Na alma “sempre coletiva” desse Corpo está a família Pederneiras, seis irmãos e suas extensões – namoradas e amigos – movidos pelo desejo de dançar. “E como, naquela época, não havia nenhuma companhia profissional de dança em Belo Horizonte, resolvemos criar a nossa, onde nós tivéssemos o poder de decisão”, lembra Rodrigo, o irmão que é coreógrafo residente do grupo desde 1981.

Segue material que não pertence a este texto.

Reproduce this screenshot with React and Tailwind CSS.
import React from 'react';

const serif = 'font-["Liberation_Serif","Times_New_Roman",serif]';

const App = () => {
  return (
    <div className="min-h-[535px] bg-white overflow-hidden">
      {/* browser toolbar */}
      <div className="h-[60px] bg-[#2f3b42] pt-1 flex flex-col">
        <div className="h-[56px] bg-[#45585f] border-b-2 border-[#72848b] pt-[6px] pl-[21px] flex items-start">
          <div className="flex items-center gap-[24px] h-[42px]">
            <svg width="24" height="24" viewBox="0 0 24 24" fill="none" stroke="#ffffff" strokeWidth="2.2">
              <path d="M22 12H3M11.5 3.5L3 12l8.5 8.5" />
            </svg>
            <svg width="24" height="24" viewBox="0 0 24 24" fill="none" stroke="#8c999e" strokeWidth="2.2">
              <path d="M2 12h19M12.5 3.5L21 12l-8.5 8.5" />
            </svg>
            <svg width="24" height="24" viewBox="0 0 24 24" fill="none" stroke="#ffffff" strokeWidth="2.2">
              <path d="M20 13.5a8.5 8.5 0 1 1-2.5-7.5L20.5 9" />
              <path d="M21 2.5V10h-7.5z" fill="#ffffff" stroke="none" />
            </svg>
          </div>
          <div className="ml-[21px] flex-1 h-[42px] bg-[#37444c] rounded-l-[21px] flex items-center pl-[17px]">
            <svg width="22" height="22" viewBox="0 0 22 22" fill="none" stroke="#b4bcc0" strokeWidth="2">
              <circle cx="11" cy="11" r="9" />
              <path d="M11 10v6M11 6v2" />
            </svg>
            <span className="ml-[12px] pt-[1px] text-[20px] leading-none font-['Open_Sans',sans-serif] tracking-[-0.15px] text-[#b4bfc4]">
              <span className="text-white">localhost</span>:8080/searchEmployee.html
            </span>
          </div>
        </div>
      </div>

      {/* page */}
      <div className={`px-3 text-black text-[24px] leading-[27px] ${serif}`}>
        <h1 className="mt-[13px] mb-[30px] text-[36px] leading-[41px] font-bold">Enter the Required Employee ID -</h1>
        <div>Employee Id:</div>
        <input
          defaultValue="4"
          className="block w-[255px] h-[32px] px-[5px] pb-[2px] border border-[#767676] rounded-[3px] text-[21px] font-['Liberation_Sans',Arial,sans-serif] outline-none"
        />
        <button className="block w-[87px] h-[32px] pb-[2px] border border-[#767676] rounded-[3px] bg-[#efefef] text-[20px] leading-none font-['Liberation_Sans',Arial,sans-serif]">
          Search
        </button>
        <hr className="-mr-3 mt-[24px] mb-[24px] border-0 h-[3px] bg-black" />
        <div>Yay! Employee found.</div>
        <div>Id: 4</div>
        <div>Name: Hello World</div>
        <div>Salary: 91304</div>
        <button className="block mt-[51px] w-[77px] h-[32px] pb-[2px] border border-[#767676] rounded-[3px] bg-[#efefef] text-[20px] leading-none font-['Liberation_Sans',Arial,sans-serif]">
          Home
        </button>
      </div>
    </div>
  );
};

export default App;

Misturando ousadia a uma postura visionária e atitude empreendedora, os 12 amigos, liderados pelo irmão diretor, Paulo, conheceram o sucesso desde os primeiros capítulos da história, com a enorme repercussão do espetáculo de estreia Maria, Maria (1976), que tinha roteiro de Fernando Brant e trilha original de Milton Nascimento. “De uma hora para outra, aquela companhia recém-formada por amigos sonhadores da capital mineira foi convidada para ir à Argentina, depois ao Chile e ao Uruguai. De lá para a Europa, Estados Unidos e mundo afora”, lembra Rodrigo.
TRÊS FASES
Rodrigo Pederneiras costuma dividir a trajetória da companhia em três fases. Nos anos iniciais, a equipe de criação era externa e predominava a base clássica, inclusive nas escolhas musicais. Os roteiros eram teatralizados com personagens e narrativas lineares, com começo, meio e fim bem definidos. O coreógrafo convidado para a estreia da companhia, o argentino Oscar Arraiz, trazia com ele iluminador, cenógrafo, figurinista. Na segunda fase, Rodrigo já assinava as coreografias e Paulo, além de continuar na direção, começou a criar iluminação e cenografia dos espetáculos. O marco inicial dessa etapa é Prelúdios (1985), considerado pela crítica especializada como primeira obra-prima de base clássica da dança brasileira. Naquela época, o coreógrafo começou a investir numa linguagem mais abstrata, porém utilizando quase sempre música clássica como trilha. “Só aí, deixamos de ser a companhia que dançava Maria, Maria e fomos reconhecidos como Grupo Corpo, criando uma identidade própria”, pontua o coreógrafo.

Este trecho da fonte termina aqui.